Quantify viral genetic diversity within hosts from NGS data (paired-end raw reads) without needing to reconstruct full-length haplotypes.
3 diversity metrics are used (Shannon Diversity, Nucleotide (pi) Diversity, and Alternate Allele Frequency) to quanitfy the amount of genetic variation ocurring at each locus in the minority of a viral population infecting a host. If this is not your end goal, this script also contains code for 1) read trimming and reference-guided assembly (.fastq x 2 --> .bam) 2) generation of consensus sequences (.fasta) from alignment files (.bam) (i.e. a sequence of the most common allele at each genomic position in an assembly) or 3) minority variant calling.
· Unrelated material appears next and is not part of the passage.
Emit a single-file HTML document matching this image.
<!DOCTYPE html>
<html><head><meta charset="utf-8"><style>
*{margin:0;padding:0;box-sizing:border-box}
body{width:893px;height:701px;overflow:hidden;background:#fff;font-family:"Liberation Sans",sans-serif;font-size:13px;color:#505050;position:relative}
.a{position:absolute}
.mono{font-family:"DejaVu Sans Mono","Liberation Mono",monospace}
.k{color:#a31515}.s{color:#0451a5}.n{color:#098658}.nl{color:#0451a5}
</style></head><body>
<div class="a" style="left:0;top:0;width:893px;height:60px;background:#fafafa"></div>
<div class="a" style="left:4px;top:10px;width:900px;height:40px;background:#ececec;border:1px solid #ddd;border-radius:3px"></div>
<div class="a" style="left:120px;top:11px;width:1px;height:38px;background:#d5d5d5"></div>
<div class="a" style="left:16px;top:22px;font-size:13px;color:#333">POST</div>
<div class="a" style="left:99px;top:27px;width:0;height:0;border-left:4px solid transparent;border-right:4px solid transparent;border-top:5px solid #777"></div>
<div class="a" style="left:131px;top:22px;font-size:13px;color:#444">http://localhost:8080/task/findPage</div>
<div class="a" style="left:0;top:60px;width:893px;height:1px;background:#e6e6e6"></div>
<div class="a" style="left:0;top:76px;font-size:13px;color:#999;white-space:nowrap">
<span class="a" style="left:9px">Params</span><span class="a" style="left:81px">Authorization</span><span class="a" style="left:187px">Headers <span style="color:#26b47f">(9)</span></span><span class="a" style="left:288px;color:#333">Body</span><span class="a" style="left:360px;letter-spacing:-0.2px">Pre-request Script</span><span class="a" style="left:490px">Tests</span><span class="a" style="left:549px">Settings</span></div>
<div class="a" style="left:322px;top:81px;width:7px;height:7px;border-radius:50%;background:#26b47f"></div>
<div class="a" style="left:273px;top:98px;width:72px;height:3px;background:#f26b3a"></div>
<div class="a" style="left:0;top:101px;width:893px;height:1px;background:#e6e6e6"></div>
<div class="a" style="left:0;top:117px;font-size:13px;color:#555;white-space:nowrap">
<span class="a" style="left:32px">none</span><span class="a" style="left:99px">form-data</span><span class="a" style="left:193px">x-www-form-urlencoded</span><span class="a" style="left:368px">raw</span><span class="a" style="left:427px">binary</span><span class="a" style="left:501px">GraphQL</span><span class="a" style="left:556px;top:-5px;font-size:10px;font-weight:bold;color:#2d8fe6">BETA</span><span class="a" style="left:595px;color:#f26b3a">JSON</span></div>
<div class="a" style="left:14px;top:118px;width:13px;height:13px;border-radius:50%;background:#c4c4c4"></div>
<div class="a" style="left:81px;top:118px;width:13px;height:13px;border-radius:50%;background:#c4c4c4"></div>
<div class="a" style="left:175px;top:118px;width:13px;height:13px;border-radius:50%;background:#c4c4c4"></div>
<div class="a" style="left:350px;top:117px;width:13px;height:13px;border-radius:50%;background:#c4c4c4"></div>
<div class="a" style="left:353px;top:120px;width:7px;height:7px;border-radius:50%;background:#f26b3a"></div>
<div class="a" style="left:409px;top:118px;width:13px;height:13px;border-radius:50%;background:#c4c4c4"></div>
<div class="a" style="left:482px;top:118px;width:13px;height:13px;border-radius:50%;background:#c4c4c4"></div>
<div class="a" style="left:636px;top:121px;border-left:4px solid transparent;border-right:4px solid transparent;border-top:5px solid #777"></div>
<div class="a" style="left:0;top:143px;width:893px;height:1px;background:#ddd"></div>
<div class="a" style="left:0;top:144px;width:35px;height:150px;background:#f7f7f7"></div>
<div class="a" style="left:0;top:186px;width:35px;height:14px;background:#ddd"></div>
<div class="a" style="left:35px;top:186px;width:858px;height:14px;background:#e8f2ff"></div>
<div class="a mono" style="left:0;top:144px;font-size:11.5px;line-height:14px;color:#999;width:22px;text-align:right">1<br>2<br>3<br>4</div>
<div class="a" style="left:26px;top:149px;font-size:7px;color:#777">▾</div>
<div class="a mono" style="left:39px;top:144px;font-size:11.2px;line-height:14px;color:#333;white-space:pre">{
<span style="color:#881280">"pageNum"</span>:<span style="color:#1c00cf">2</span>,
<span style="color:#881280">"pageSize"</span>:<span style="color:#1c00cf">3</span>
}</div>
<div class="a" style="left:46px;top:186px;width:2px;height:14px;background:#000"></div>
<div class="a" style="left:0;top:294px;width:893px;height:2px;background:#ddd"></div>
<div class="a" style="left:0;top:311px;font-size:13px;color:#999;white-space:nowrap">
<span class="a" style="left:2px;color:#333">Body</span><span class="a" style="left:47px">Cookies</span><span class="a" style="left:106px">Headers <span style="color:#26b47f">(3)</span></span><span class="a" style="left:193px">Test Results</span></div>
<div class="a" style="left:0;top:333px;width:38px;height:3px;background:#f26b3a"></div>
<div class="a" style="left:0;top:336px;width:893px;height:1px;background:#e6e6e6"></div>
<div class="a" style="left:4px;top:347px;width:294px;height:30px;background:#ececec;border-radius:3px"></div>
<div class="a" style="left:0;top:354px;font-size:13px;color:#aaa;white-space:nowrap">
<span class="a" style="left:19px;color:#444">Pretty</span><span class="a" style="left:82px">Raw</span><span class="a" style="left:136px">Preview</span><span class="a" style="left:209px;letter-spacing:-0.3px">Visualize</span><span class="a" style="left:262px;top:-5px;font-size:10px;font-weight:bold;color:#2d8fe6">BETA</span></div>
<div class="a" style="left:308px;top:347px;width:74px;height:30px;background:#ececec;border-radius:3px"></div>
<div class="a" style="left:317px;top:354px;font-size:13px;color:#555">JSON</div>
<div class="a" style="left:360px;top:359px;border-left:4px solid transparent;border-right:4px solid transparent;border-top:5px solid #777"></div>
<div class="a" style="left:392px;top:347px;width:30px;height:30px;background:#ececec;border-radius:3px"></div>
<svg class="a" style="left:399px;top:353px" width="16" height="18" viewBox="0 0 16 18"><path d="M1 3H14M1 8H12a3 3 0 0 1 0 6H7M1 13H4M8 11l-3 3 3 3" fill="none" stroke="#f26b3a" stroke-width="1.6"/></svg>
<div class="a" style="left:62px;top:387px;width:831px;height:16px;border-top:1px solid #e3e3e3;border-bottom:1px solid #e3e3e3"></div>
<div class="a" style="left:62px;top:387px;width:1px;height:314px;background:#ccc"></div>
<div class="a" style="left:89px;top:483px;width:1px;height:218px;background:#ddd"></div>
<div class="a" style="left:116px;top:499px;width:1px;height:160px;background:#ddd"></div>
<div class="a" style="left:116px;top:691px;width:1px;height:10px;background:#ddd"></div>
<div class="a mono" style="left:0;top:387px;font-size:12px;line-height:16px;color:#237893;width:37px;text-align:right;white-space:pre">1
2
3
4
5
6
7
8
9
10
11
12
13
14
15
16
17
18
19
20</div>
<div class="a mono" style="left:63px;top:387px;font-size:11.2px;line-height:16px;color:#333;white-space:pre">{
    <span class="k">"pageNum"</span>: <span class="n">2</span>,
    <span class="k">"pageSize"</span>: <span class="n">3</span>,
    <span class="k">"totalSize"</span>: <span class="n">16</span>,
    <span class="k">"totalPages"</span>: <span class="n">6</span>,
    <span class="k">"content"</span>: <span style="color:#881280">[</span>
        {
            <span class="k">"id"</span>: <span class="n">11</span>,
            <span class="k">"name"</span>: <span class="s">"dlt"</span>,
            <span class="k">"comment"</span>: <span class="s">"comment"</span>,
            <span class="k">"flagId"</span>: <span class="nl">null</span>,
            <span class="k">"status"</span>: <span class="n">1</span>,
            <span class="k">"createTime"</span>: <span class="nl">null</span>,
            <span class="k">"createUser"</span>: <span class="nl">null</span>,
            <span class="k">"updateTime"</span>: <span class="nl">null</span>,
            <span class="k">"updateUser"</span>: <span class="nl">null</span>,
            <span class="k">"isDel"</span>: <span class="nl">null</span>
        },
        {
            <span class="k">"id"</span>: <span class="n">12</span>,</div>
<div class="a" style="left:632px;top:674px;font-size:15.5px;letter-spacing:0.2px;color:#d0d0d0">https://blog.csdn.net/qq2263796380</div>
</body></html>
This requires 2 other programs LoFreq (https://github.com/CSB5/lofreq) and SNPGenie (https://github.com/chasewnelson/SNPGenie).
Input: fasta reference genome (.fasta), fastq raw sequence reads (_R1.fastq, _R2.fastq), gtf file containing segments/ chromosomes matching reference (.gtf).
Useage: run in this folder (./DiVirusity/master) with raw sequencing data fastq files, reference genome, and gtf file as: ./diVirusity.sh reference gtf BQ MQ
Output: text files. 3 different diversity statistics for each position in the open reading frames of the virus. Data analyses and visualization included in diVirus_viz.py.